E soprattutto: quanta parte delle cose che il professore dirà saranno più «vere» di tutte le altre cose che i ragazzi apprendono da ogni altro lato della loro esperienza? Una parte non piccola della verità è infatti costruita con i materiali con cui è fatta la realtà, ma occorre comunque che un’altra parte sia fatta delle parole con cui la realtà viene interpretata e, magari, messa un po’ in ordine. Di qualche verità, però, deve trattarsi. Se per esempio l’ordine si fa solo lungo l’asse vecchio/nuovo, non c’è scampo per i professori e le loro aule. Vecchie, anche se riverniciate. Bisogna che i docenti provino allora in un altro modo. Che non rinuncino a dire la verità dalla distanza che è la loro. Non piatta immedesimazione, dunque, e neppure artificiosa separazione. E la buona scuola ha quindi bisogno anzitutto di docenti che sappiano muoversi da una parte e dall’altra. Non troppo lontani, ma neppure troppo vicini. Troppo lontani non verrebbero ascoltati, troppo vicini diverrebbero subito superflui.

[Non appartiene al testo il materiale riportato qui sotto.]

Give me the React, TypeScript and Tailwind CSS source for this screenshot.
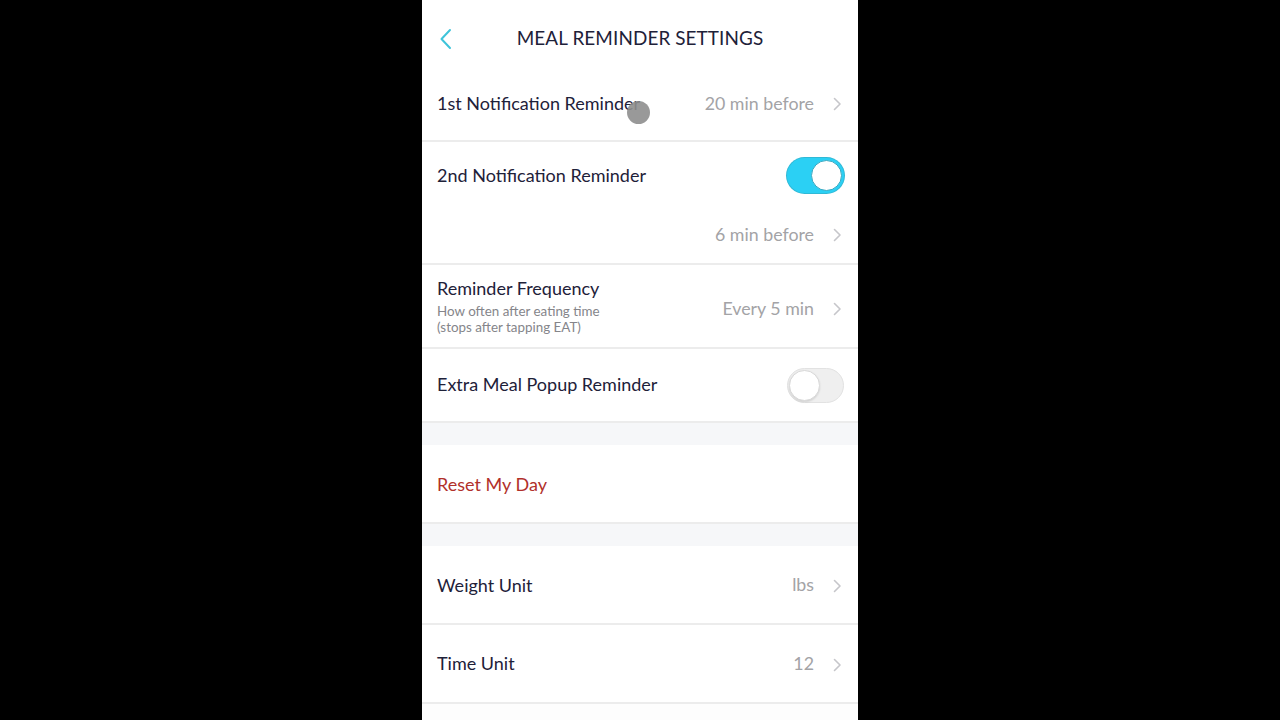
import React from "react";

const font = { fontFamily: "Lato, 'Noto Sans', sans-serif" };

function Chevron() {
  return (
    <svg width="9" height="14" viewBox="0 0 9 14" className="ml-[19px] shrink-0 mt-[2px]">
      <path d="M1.5 1.5 L7 7 L1.5 12.5" fill="none" stroke="#c6c6ca" strokeWidth="1.6" strokeLinecap="round" strokeLinejoin="round" />
    </svg>
  );
}

function Toggle({ on }: { on: boolean }) {
  return on ? (
    <div className="w-[57px] h-[35px] rounded-full bg-[#2bd0f4] relative shrink-0 shadow-[0_0_0_1px_#30b9d6]">
      <div className="absolute right-[2px] top-[2px] w-[31px] h-[31px] rounded-full bg-white border border-[#3aa9c2]" />
    </div>
  ) : (
    <div className="w-[57px] h-[35px] rounded-full bg-[#efefef] border border-[#e2e2e2] relative shrink-0">
      <div className="absolute left-[1px] top-[1px] w-[31px] h-[31px] rounded-full bg-white border border-[#d9d9d9] shadow-[0_1px_2px_rgba(0,0,0,0.12)]" />
    </div>
  );
}

function Value({ children }: { children: React.ReactNode }) {
  return (
    <div className="flex items-center text-[17.8px] text-[#a3a3a6]">
      <span>{children}</span>
      <Chevron />
    </div>
  );
}

export default function App() {
  return (
    <div className="w-[1280px] h-[720px] bg-black flex justify-center overflow-hidden" style={font}>
      <div className="w-[436px] h-full bg-white flex flex-col relative">
        {/* header */}
        <div className="h-[66px] shrink-0 pt-[11px] flex items-center relative">
          <svg width="14" height="22" viewBox="0 0 14 22" className="absolute left-[17px] top-[28px]">
            <path d="M11 2 L2.5 11 L11 20" fill="none" stroke="#3ec4da" strokeWidth="2" strokeLinecap="round" strokeLinejoin="round" />
          </svg>
          <div className="w-full text-center text-[18.9px] text-[#1e2139] tracking-[0.1px]">MEAL REMINDER SETTINGS</div>
        </div>

        {/* 1st notification */}
        <div className="h-[76px] shrink-0 border-b-2 border-[#ececec] flex items-center justify-between pl-[15px] pr-[16px]">
          <span className="text-[18px] text-[#1e2139]">1st Notification Reminder</span>
          <Value>20 min before</Value>
        </div>

        {/* 2nd notification */}
        <div className="h-[123px] shrink-0 border-b-2 border-[#ececec] flex flex-col pl-[15px]">
          <div className="h-[66px] flex items-center justify-between pr-[14px]">
            <span className="text-[18px] text-[#1e2139]">2nd Notification Reminder</span>
            <Toggle on />
          </div>
          <div className="h-[52px] flex items-center justify-end pr-[16px]">
            <Value>6 min before</Value>
          </div>
        </div>

        {/* frequency */}
        <div className="h-[84px] shrink-0 border-b-2 border-[#ececec] flex items-center justify-between pl-[15px] pr-[16px]">
          <div className="flex flex-col">
            <span className="text-[18px] text-[#1e2139] leading-[22px]">Reminder Frequency</span>
            <span className="text-[13.4px] text-[#85858a] leading-[16px] mt-[4px]">How often after eating time</span>
            <span className="text-[13.4px] text-[#85858a] leading-[16px]">(stops after tapping EAT)</span>
          </div>
          <div className="mt-[4px]">
            <Value>Every 5 min</Value>
          </div>
        </div>

        {/* extra meal popup */}
        <div className="h-[74px] shrink-0 border-b-2 border-[#ececec] flex items-center justify-between pl-[15px] pr-[14px]">
          <span className="text-[18px] text-[#1e2139] -mt-[2px]">Extra Meal Popup Reminder</span>
          <Toggle on={false} />
        </div>

        <div className="h-[22px] shrink-0 bg-[#f6f7f9]" />

        {/* reset */}
        <div className="h-[79px] shrink-0 border-b-2 border-[#ececec] flex items-center pl-[15px]">
          <span className="text-[18px] text-[#b1302a] mt-[1px]">Reset My Day</span>
        </div>

        <div className="h-[22px] shrink-0 bg-[#f6f7f9]" />

        {/* units */}
        <div className="h-[79px] shrink-0 border-b-2 border-[#ececec] flex items-center justify-between pl-[15px] pr-[16px]">
          <span className="text-[18px] text-[#1e2139] mt-[1px]">Weight Unit</span>
          <Value>lbs</Value>
        </div>
        <div className="h-[79px] shrink-0 border-b-2 border-[#ececec] flex items-center justify-between pl-[15px] pr-[16px]">
          <span className="text-[18px] text-[#1e2139]">Time Unit</span>
          <Value>12</Value>
        </div>
        <div className="flex-1 bg-[#fdfdfd]" />

        {/* touch indicator */}
        <div className="absolute left-[205px] top-[101px] w-[23px] h-[23px] rounded-full bg-[#8e8e8e] opacity-90" />
      </div>
    </div>
  );
}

Trovare la giusta distanza è però il problema che ogni docente deve risolvere da sé. Una mano la società deve dargliela, riconoscendogli la centralità oggi smarrita. Il ruolo professionale conquistato dopo anni di precariato dà forse qualche serenità in più, ed è un fatto positivo: certamente. Ma ora un’altra mano, aggiornamento o non aggiornamento, il docente se la deve dare da sé, perché né la legge né i sindacati gli procureranno l’autorevolezza di cui ha bisogno, agli occhi dei suoi studenti. L’unica cosa che possiamo augurarci, è che questi occhi siano vivaci e impietosi, perché, alla fin fine, la via più sicura per avere una buona scuola e avere studenti che la esigano, che entrino in aula cercando davvero di capire dov’è la tenda, e cosa c’è dietro. Se dovessero scoprire che non c’è nulla, in quelle aule ci saranno forse ancora, per tutto il tempo dell’obbligo scolastico, ma per davvero noi non li incontreremo più.